Stephen W. Gibson (BS ’66), associate teaching professor and entrepreneur in residence at BYU’s Melvin J. Ballard Center for Economic Self-Reliance, has donated to a fund that has helped finance the ERS internship and other like initiatives. His research focuses on moving individuals in developing countries from poverty to prosperity; he believes programs like this create hope.
“Groups go to third-world countries and build latrines,” Gibson explains, “but I see pictures of students doing all the work and the recipients watching, and that’s the saddest thing. These ERS interns are actually changing the lives of the recipients by changing the mindsets of the recipients. Changing the way someone thinks and acts—now that’s life changing.”
Though Nole’s jewelry business has yet to be successful, she believes she is changed. “Now I am confident; I am better guided,” she says. “I know how to do a basic market analysis. My mind is more open to different ways of doing things.

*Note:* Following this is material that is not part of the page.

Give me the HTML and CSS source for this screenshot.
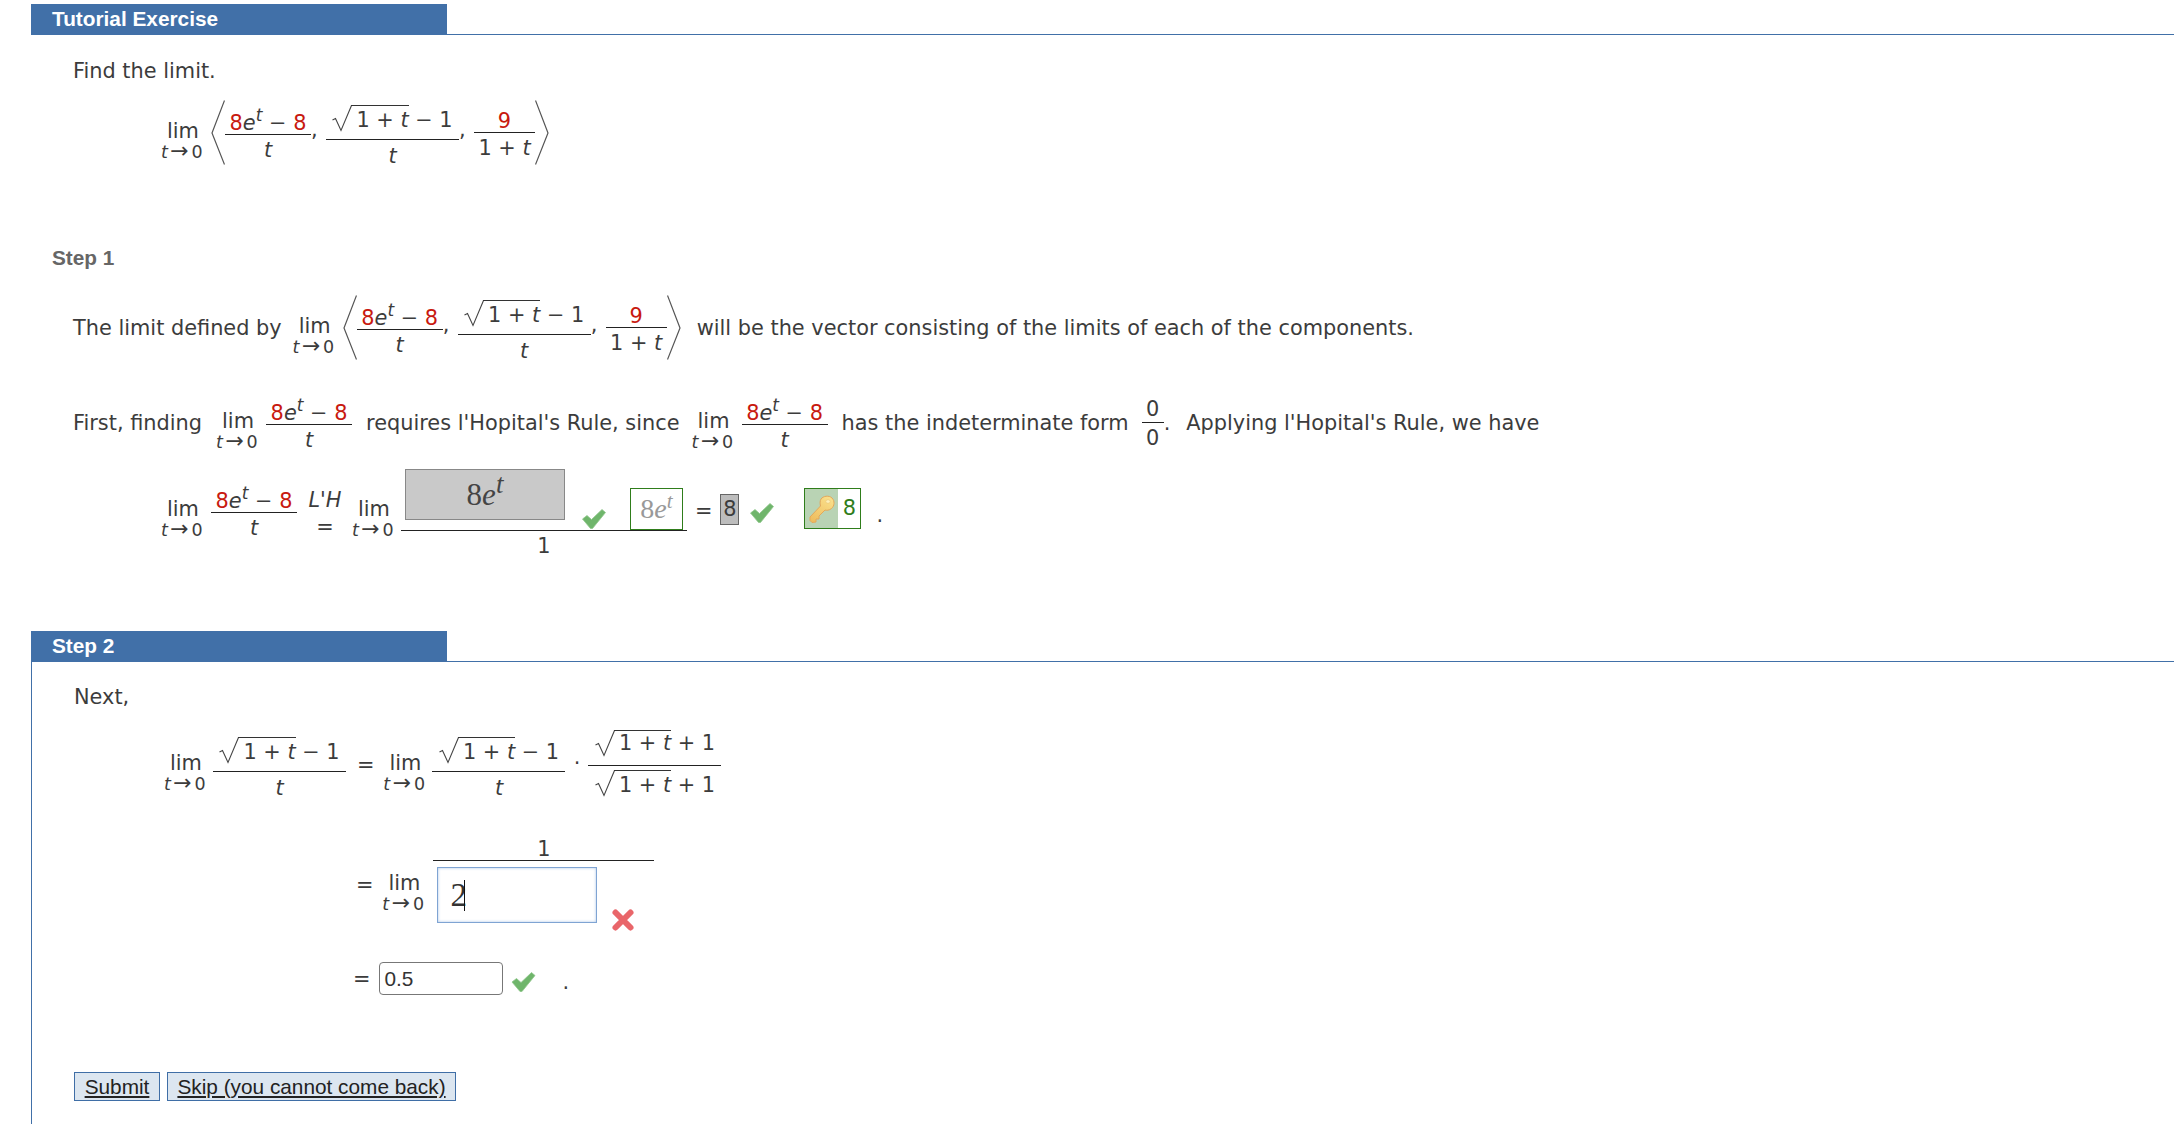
FILE: index.html
```html
<!DOCTYPE html>
<html lang="en">
<head>
<meta charset="utf-8">
<title>Tutorial Exercise</title>
<link rel="stylesheet" href="styles.css">
</head>
<body>
<svg class="defs" width="0" height="0" aria-hidden="true">
  <defs>
    <linearGradient id="gold" x1="0.8" y1="0" x2="0.2" y2="1"><stop offset="0" stop-color="#fae08c"/><stop offset="1" stop-color="#eebd5e"/></linearGradient>
    <symbol id="ang-l" viewBox="0 0 14 65"><path d="M13.5 0.5 L1 33 L13.5 64.5" fill="none" stroke="#555" stroke-width="1.2"/></symbol>
    <symbol id="ang-r" viewBox="0 0 14 65"><path d="M0.5 0.5 L13 33 L0.5 64.5" fill="none" stroke="#555" stroke-width="1.2"/></symbol>
    <symbol id="rad" viewBox="0 0 20 27"><path d="M0.5 15 L3.5 13.5 L9 25.5 L19.5 0.5" fill="none" stroke="#444" stroke-width="1.1"/></symbol>
    <symbol id="check" viewBox="0 0 24 20"><path d="M0.5 10 L5 6.5 L9.5 10.5 L20 0.5 L23.5 3.5 L10.5 19.5 L8.5 19.5 Z" fill="#6fb56b" stroke="#8fc78b" stroke-width="0.8"/></symbol>
    <symbol id="cross" viewBox="0 0 24 24"><path d="M4.5 4.5 L19.5 19.5 M19.5 4.5 L4.5 19.5" fill="none" stroke="#e9666a" stroke-width="6" stroke-linecap="round"/></symbol>
    <symbol id="key" viewBox="0 0 26 28"><path d="M12 4 C14 1 20 0 23 3 C26 6 25.5 11 22.5 13.5 C20 15.5 17.5 15.5 16 15 L10 21 L10 24 L7 24 L7 27 L3 27.5 L1 25.5 L1 22 L11.5 11 C10.8 8 11 6 12 4 Z" fill="url(#gold)" stroke="#e3a85a" stroke-width="1"/><ellipse cx="19" cy="6.5" rx="2.2" ry="1.8" fill="#fdf0bb" stroke="#e8c478" stroke-width="0.6"/></symbol>
  </defs>
</svg>
<main class="page">
  <section class="sec">
    <header class="head"><h2 class="bar">Tutorial Exercise</h2></header>
    <div class="body">
      <p class="para find">Find the limit.</p>
      <div class="row row-first">
        <div class="lim"><span class="lim-t">lim</span><span class="lim-s"><i>t</i><span class="arr">→</span>0</span></div>
        <svg class="ang ang-first"><use href="#ang-l"/></svg>
        <div class="frac fa"><div class="num"><span><span class="red">8</span><i>e</i><sup><i>t</i></sup> − <span class="red">8</span></span></div><div class="den"><i>t</i></div></div>
        <span class="comma">,</span>
        <div class="frac fb"><div class="num"><span class="sqrt"><svg class="radical"><use href="#rad"/></svg><span class="radicand">1 + <i>t</i></span></span><span class="rest"> − 1</span></div><div class="den"><i>t</i></div></div>
        <span class="comma">,</span>
        <div class="frac fc"><div class="num"><span class="red">9</span></div><div class="den">1 + <i>t</i></div></div>
        <svg class="ang"><use href="#ang-r"/></svg>
      </div>

      <h3 class="step-label">Step 1</h3>
      <div class="row row-text row-s1">
        <span class="txt">The limit defined by</span>
        <div class="lim lim-gap"><span class="lim-t">lim</span><span class="lim-s"><i>t</i><span class="arr">→</span>0</span></div>
        <svg class="ang ang-first"><use href="#ang-l"/></svg>
        <div class="frac fa"><div class="num"><span><span class="red">8</span><i>e</i><sup><i>t</i></sup> − <span class="red">8</span></span></div><div class="den"><i>t</i></div></div>
        <span class="comma">,</span>
        <div class="frac fb"><div class="num"><span class="sqrt"><svg class="radical"><use href="#rad"/></svg><span class="radicand">1 + <i>t</i></span></span><span class="rest"> − 1</span></div><div class="den"><i>t</i></div></div>
        <span class="comma">,</span>
        <div class="frac fc"><div class="num"><span class="red">9</span></div><div class="den">1 + <i>t</i></div></div>
        <svg class="ang"><use href="#ang-r"/></svg>
        <span class="txt txt-after">will be the vector consisting of the limits of each of the components.</span>
      </div>

      <div class="row row-text row-find">
        <span class="txt">First, finding</span>
        <div class="lim lim-find"><span class="lim-t">lim</span><span class="lim-s"><i>t</i><span class="arr">→</span>0</span></div>
        <div class="frac fa fgap"><div class="num"><span><span class="red">8</span><i>e</i><sup><i>t</i></sup> − <span class="red">8</span></span></div><div class="den"><i>t</i></div></div>
        <span class="txt txt-mid">requires l'Hopital's Rule, since</span>
        <div class="lim lim-gap2"><span class="lim-t">lim</span><span class="lim-s"><i>t</i><span class="arr">→</span>0</span></div>
        <div class="frac fa fgap"><div class="num"><span><span class="red">8</span><i>e</i><sup><i>t</i></sup> − <span class="red">8</span></span></div><div class="den"><i>t</i></div></div>
        <span class="txt txt-mid2">has the indeterminate form</span>
        <div class="frac fz"><div class="num">0</div><div class="den">0</div></div>
        <span class="txt">.</span>
        <span class="txt txt-apply">Applying l'Hopital's Rule, we have</span>
      </div>

      <div class="row row-lh">
        <div class="lim"><span class="lim-t">lim</span><span class="lim-s"><i>t</i><span class="arr">→</span>0</span></div>
        <div class="frac fa fgap-lh"><div class="num"><span><span class="red">8</span><i>e</i><sup><i>t</i></sup> − <span class="red">8</span></span></div><div class="den"><i>t</i></div></div>
        <div class="lh"><i class="lh-t">L'H</i><span class="lh-eq">=</span></div>
        <div class="lim lim-lh"><span class="lim-t">lim</span><span class="lim-s"><i>t</i><span class="arr">→</span>0</span></div>
        <div class="frac fbig">
          <div class="num">
            <div class="ans-gray"><span>8<i>e</i><sup><i>t</i></sup></span></div>
            <svg class="check check-a"><use href="#check"/></svg>
            <div class="ans-green"><span>8<i>e</i><sup><i>t</i></sup></span></div>
          </div>
          <div class="den">1</div>
        </div>
        <span class="eq eq-lh">=</span>
        <span class="ans-val">8</span>
        <svg class="check check-b"><use href="#check"/></svg>
        <div class="keybox"><span class="keyicon"><svg class="key"><use href="#key"/></svg></span><span class="keyval">8</span></div>
        <span class="dot-end">.</span>
      </div>
    </div>
  </section>

  <section class="sec sec-two">
    <header class="head"><h2 class="bar">Step 2</h2></header>
    <div class="body body-two">
      <p class="para next">Next,</p>
      <div class="row row-a">
        <div class="lim"><span class="lim-t">lim</span><span class="lim-s"><i>t</i><span class="arr">→</span>0</span></div>
        <div class="frac fb fgap-a"><div class="num"><span class="sqrt"><svg class="radical"><use href="#rad"/></svg><span class="radicand">1 + <i>t</i></span></span><span class="rest"> − 1</span></div><div class="den"><i>t</i></div></div>
        <span class="eq eq-a">=</span>
        <div class="lim lim-a"><span class="lim-t">lim</span><span class="lim-s"><i>t</i><span class="arr">→</span>0</span></div>
        <div class="frac fb fgap-a"><div class="num"><span class="sqrt"><svg class="radical"><use href="#rad"/></svg><span class="radicand">1 + <i>t</i></span></span><span class="rest"> − 1</span></div><div class="den"><i>t</i></div></div>
        <span class="cdot">·</span>
        <div class="frac fd"><div class="num"><span class="sqrt"><svg class="radical"><use href="#rad"/></svg><span class="radicand">1 + <i>t</i></span></span><span class="rest"> + 1</span></div><div class="den"><span class="sqrt"><svg class="radical"><use href="#rad"/></svg><span class="radicand">1 + <i>t</i></span></span><span class="rest"> + 1</span></div></div>
      </div>
      <div class="row row-b">
        <span class="eq">=</span>
        <div class="lim lim-a"><span class="lim-t">lim</span><span class="lim-s"><i>t</i><span class="arr">→</span>0</span></div>
        <div class="frac finput">
          <div class="num">1</div>
          <div class="den">
            <div class="focusbox"><span class="typed">2</span><span class="caret"></span></div>
            <svg class="cross"><use href="#cross"/></svg>
          </div>
        </div>
      </div>
      <div class="row row-c">
        <span class="eq">=</span>
        <input class="field" type="text" value="0.5" aria-label="Limit value">
        <svg class="check check-c"><use href="#check"/></svg>
        <span class="dot-c">.</span>
      </div>
      <div class="actions">
        <button class="btn btn-submit" type="button">Submit</button>
        <button class="btn btn-skip" type="button">Skip (you cannot come back)</button>
      </div>
    </div>
  </section>
</main>
</body>
</html>
```
FILE: styles.css
```css
* { box-sizing: border-box; }
html, body { margin: 0; padding: 0; background: #fff; }
body { font-family: "DejaVu Sans", sans-serif; font-size: 20.87px; line-height: 24px; color: #3c3c3c; }
.defs { position: absolute; }
.page { padding: 4px 0 0 31px; overflow: hidden; }

.head { display: flex; border-bottom: 1px solid #4170a8; }
.bar { width: 416px; height: 31px; margin: 0 0 -1px; padding: 0 0 0 21px; background: #4170a8; color: #fff;
  font: bold 20.8px/29px "Liberation Sans", sans-serif; }
.body { padding-left: 42px; }
.sec-two { margin-top: 74px; }
.body-two { border-left: 1px solid #4170a8; padding-top: 23px; padding-bottom: 24px; }

.para { margin: 24px 0 0; }
.next { margin: 0; }
.step-label { margin: 81px 0 0 -21px; color: #666; font: bold 20.8px/24px "Liberation Sans", sans-serif; }

.row { display: flex; align-items: center; }
.row-first { margin: 17px 0 0 89px; height: 65px; }
.row-text { white-space: nowrap; }
.row-s1 { margin-top: 25px; height: 65px; }
.row-find { margin-top: 31px; height: 64px; }
.row-lh { margin: 9px 0 0 89px; height: 93px; }
.row-a { margin: 20px 0 0 91px; height: 72px; }
.row-b { margin: 35px 0 0 282px; height: 97px; }
.row-c { margin: 29px 0 0 279px; height: 33px; }

.lim { display: flex; flex-direction: column; align-items: center; width: 42px; padding-top: 14px; flex: none; }
.lim-t { line-height: 24px; }
.lim-s { font-size: 17.5px; line-height: 18px; letter-spacing: 2.6px; white-space: nowrap; }
.arr { font-size: 22px; line-height: 0; }
.lim-gap { margin-left: 12px; }
.lim-find { margin-left: 15px; }
.lim-gap2 { margin-left: 13px; }
.lim-lh { margin-left: 12px; }
.lim-a { margin-left: 10px; }

.ang { width: 14px; height: 65px; flex: none; }
.ang-first { margin-left: 7px; }
.comma { width: 15px; flex: none; margin-top: -6px; }

.frac { display: flex; flex-direction: column; flex: none; text-align: center; }
.num { display: flex; align-items: flex-end; justify-content: center; border-bottom: 1px solid #222; white-space: nowrap; }
.den { line-height: 24px; }
.red { color: #c8190f; }
sup { font-size: 17px; line-height: 0; vertical-align: 9px; }
i { font-style: italic; }

.fa { width: 86px; }
.fa .num { height: 31px; line-height: 22px; }
.fa .den { padding-top: 3px; height: 27px; }
.fb { width: 133px; }
.fb .num { height: 42px; padding-bottom: 7px; }
.fb .den { padding-top: 4px; height: 28px; }
.fc { width: 61px; }
.fc .num { height: 27px; line-height: 22px; }
.fc .den { padding-top: 3px; height: 27px; }
.fd { width: 133px; }
.fd .num { height: 37px; padding-bottom: 8px; }
.fd .num .radicand { padding-top: 0; }
.fd .num .rest { padding-bottom: 2px; }
.fd .den { height: 36px; padding-top: 4px; display: flex; justify-content: center; align-items: flex-start; }
.fd .den .rest { padding-top: 3px; }
.fz { width: 22px; margin-left: 13px; }
.fz .num { height: 30px; padding-bottom: 1px; }
.fz .den { height: 30px; padding-top: 3px; }

.sqrt { display: inline-flex; align-items: flex-start; }
.radical { width: 20px; height: 27px; flex: none; }
.radicand { display: block; border-top: 1px solid #333; padding: 2px 0 0 5px; line-height: 24px; height: 27px; margin-left: -1px; white-space: nowrap; }
.rest { white-space: pre; }

.txt { flex: none; }
.txt-after { margin-left: 16px; }
.txt-mid { margin-left: 14px; }
.txt-mid2 { margin-left: 14px; }
.txt-apply { margin-left: 16px; }
.fgap { margin-left: 7px; }
.fgap-lh { margin-left: 7px; }
.fgap-a { margin-left: 6px; }

.lh { display: flex; flex-direction: column; align-items: center; width: 32px; margin-left: 12px; padding-top: 6px; flex: none; }
.lh-t { line-height: 24px; }
.lh-eq { line-height: 24px; margin-top: 3px; }

.fbig { width: 286px; margin-left: 6px; }
.fbig .num { height: 67px; justify-content: flex-start; align-items: flex-end; padding-left: 4px; }
.fbig .den { height: 26px; padding-top: 3px; }
.ans-gray { width: 160px; height: 51px; margin-bottom: 10px; background: #c9c9c9; border: 1px solid #888;
  display: flex; align-items: center; justify-content: center; color: #444; font: 31px/36px "Liberation Serif", serif; }
.ans-gray sup { font-size: 27px; vertical-align: 12px; }
.check { flex: none; }
.check-a { width: 24px; height: 20px; margin: 0 0 1px 17px; }
.ans-green { width: 53px; height: 42px; margin-left: 24px; border: 1px solid #2f7d1b; display: flex; align-items: center; justify-content: center;
  color: #999; font: 28px/30px "Liberation Serif", serif; }
.ans-green sup { font-size: 21px; vertical-align: 10px; }
.eq { flex: none; }
.eq-lh { margin-left: 8px; }
.ans-val { width: 19px; height: 31px; margin: -3px 0 0 8px; background: #bdbdbd; border: 1px solid #666; line-height: 29px; text-align: center; flex: none; }
.check-b { width: 24px; height: 20px; margin: 4px 0 0 11px; }
.keybox { display: flex; width: 57px; height: 41px; margin: -4px 0 0 30px; border: 1px solid #2f7d1b; flex: none; }
.keyicon { width: 33px; background: #b9d3b4; display: flex; align-items: center; justify-content: center; }
.key { width: 26px; height: 28px; }
.keyval { flex: 1; color: #2f7d1b; text-align: center; line-height: 39px; }
.dot-end { margin: 8px 0 0 15px; flex: none; }

.eq-a { margin-left: 11px; }
.cdot { width: 23px; text-align: center; margin-top: -4px; flex: none; }

.finput { width: 221px; margin-left: 8px; }
.finput .num { height: 25px; line-height: 22px; }
.finput .den { height: 72px; display: flex; align-items: flex-start; padding: 6px 0 0 4px; }
.focusbox { display: flex; align-items: flex-start; width: 160px; height: 56px; padding: 9px 0 0 12px; border: 1px solid #7fa4d3; box-shadow: inset 0 0 3px #a9c4e6;
  font: 33px/36px "Liberation Serif", serif; color: #333; }
.caret { width: 1px; height: 31px; margin: 3px 0 0 -3px; background: #111; }
.cross { width: 24px; height: 24px; margin: 41px 0 0 14px; flex: none; }

.field { width: 124px; height: 33px; margin-left: 9px; padding: 0 0 0 4px; border: 1px solid #777; border-radius: 4px; background: #fff;
  color: #333; font: 20.8px/24px "Liberation Sans", sans-serif; outline: none; }
.check-c { width: 25px; height: 20px; margin: 6px 0 0 8px; }
.dot-c { margin: 6px 0 0 26px; }

.actions { display: flex; gap: 7px; margin-top: 77px; }
.btn { height: 29px; padding: 0; background: #dce6f0; border: 1px solid #3f6ea6; color: #222; text-decoration: underline;
  font: 20.8px/25px "Liberation Sans", sans-serif; }
.btn-submit { width: 86px; }
.btn-skip { width: 289px; }
```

God has given us a lot of talents, and we can discover and develop them. I can apply what I’ve learned to anything.”
Kinghorn and Meldrum say their experience as ERS interns has shown them how to make a difference. “Entrepreneurship drives economic growth,” says Meldrum. “Every little business that starts, as long as it’s growing, is providing jobs. . . . And someone successful in running a business now has confidence. They can teach others, and that changes the culture. It has a real impact.”
That impact extends through the Church as well, says Richard W. Ebert Jr. (BS ’71), the director of LDS Employment Resource Services. “Until you are self-sufficient financially, your ability to participate in the gospel and serve in Church callings is severely limited. BYU interns get in and work at the ground level with families and individuals who are perhaps in the most tender and trying times of their lives. They provide individuals with skills they can . . . then share with their children. It’s a benefit that ripples throughout their own lives and possibly through generations.”